Implications of the Court's Ruling
The court’s ruling reinforced the notion that an extradited individual can face prosecution for additional counts of the same offense if those counts are connected to the same underlying conduct. This interpretation of the doctrine of specialty allows for flexibility in prosecuting complex criminal enterprises, such as money laundering, which often involve multiple transactions and counts. The decision indicated that as long as the essence of the charges remains consistent with the original extradition agreement, the prosecution could proceed without infringing upon the rights of the extradited individual. The court’s analysis ultimately supported the integrity of international treaties while allowing for the effective enforcement of laws against organized crime. This ruling clarified the parameters of prosecutorial discretion in cases involving extradited defendants and highlighted the importance of the factual basis for charges presented during extradition requests.
Vivas' Claims Regarding Evidence
Vivas also contested that his trial violated the doctrine of specialty because he was not tried on the same evidence presented to the Uruguay court. He argued that the prosecution relied on insufficient and potentially false evidence to extradite him, thus compromising the integrity of the trial. However, the court clarified that the doctrine of specialty does not mandate that the same evidence used in the extradition process be presented at trial.

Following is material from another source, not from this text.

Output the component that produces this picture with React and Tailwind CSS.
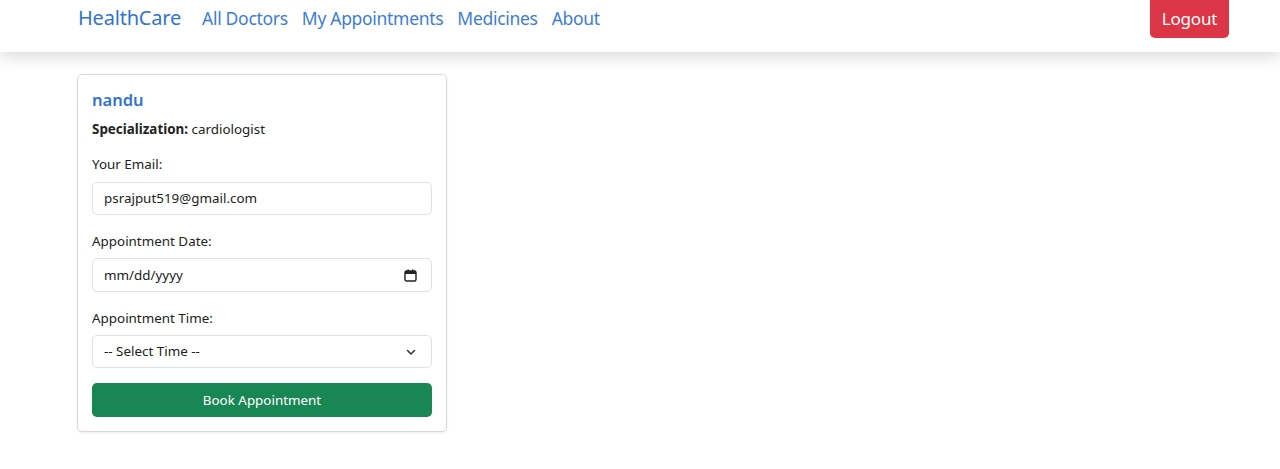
import React from "react";

export default function App() {
  const font = { fontFamily: '"Noto Sans", "Open Sans", sans-serif' };
  return (
    <div className="w-[1280px] h-[469px] bg-white overflow-hidden" style={font}>
      <nav className="h-[52px] bg-white flex items-center shadow-[0_6px_14px_rgba(0,0,0,0.13)] relative z-10">
        <div className="w-full flex items-center pl-[78px] pr-[51px] -mt-[14px]">
          <span className="text-[20px] text-[#2f74d0] mr-[21px] tracking-[-0.2px] -mt-[2px]">HealthCare</span>
          <div className="flex items-center gap-[14px] text-[17.5px] text-[#3b7dd6] tracking-[-0.3px] -mt-[2px]">
            <span>All Doctors</span>
            <span>My Appointments</span>
            <span>Medicines</span>
            <span>About</span>
          </div>
          <div className="ml-auto">
            <button className="bg-[#dc3545] text-white text-[17px] rounded-[5px] w-[79px] h-[50px] pt-[11px] -mt-[12px] tracking-[-0.2px]">
              Logout
            </button>
          </div>
        </div>
      </nav>
      <div className="pl-[77px] pt-[22px]">
        <div className="w-[370px] h-[358px] border border-[#d9d9d9] rounded-[5px] shadow-[0_1px_3px_rgba(0,0,0,0.08)] px-[14px] pt-[13px]">
          <div className="text-[16.5px] font-semibold text-[#2f74d0] leading-[24px]">nandu</div>
          <div className="text-[13.4px] text-[#222] mt-[8px] leading-[18px]">
            <span className="font-bold">Specialization:</span> cardiologist
          </div>
          <div className="text-[13.4px] text-[#222] mt-[17px] leading-[18px]">Your Email:</div>
          <div className="mt-[9px] h-[33px] border border-[#dee2e6] rounded-[5px] flex items-center px-[11px] text-[13.4px] text-[#222]">
            psrajput519@gmail.com
          </div>
          <div className="text-[13.4px] text-[#222] mt-[17px] leading-[18px]">Appointment Date:</div>
          <div className="mt-[8px] h-[34px] border border-[#dee2e6] rounded-[5px] flex items-center px-[11px] text-[13.4px] text-[#222]">
            <span>mm/dd/yyyy</span>
            <svg className="ml-auto mr-[3px]" width="13" height="13" viewBox="0 0 13 13">
              <rect x="1" y="2" width="11" height="10" rx="1.5" fill="none" stroke="#222" strokeWidth="1.4" />
              <rect x="1" y="2" width="11" height="3" fill="#222" />
              <rect x="3.5" y="0.5" width="1.5" height="2.5" fill="#222" />
              <rect x="8" y="0.5" width="1.5" height="2.5" fill="#222" />
            </svg>
          </div>
          <div className="text-[13.4px] text-[#222] mt-[17px] leading-[18px]">Appointment Time:</div>
          <div className="mt-[8px] h-[33px] border border-[#dee2e6] rounded-[5px] flex items-center px-[11px] text-[13.4px] text-[#222]">
            <span>-- Select Time --</span>
            <svg className="ml-auto mr-[4px]" width="10" height="10" viewBox="0 0 10 10">
              <path d="M1.5 3.5 L5 7 L8.5 3.5" fill="none" stroke="#333" strokeWidth="1.5" strokeLinecap="round" strokeLinejoin="round" />
            </svg>
          </div>
          <button className="mt-[15px] w-full h-[34px] bg-[#198754] rounded-[5px] text-white text-[13.4px]">
            Book Appointment
          </button>
        </div>
      </div>
    </div>
  );
}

The court emphasized that the government is only required to establish probable cause for extradition, which is a lower standard than proving guilt beyond a reasonable doubt. The court concluded that the United States' obligations under the extradition treaty were fulfilled as long as the charges arose from the same criminal conduct, regardless of the specific evidence presented. Therefore, Vivas' claims regarding the differing evidence did not undermine the validity of the trial or the application of the doctrine of specialty.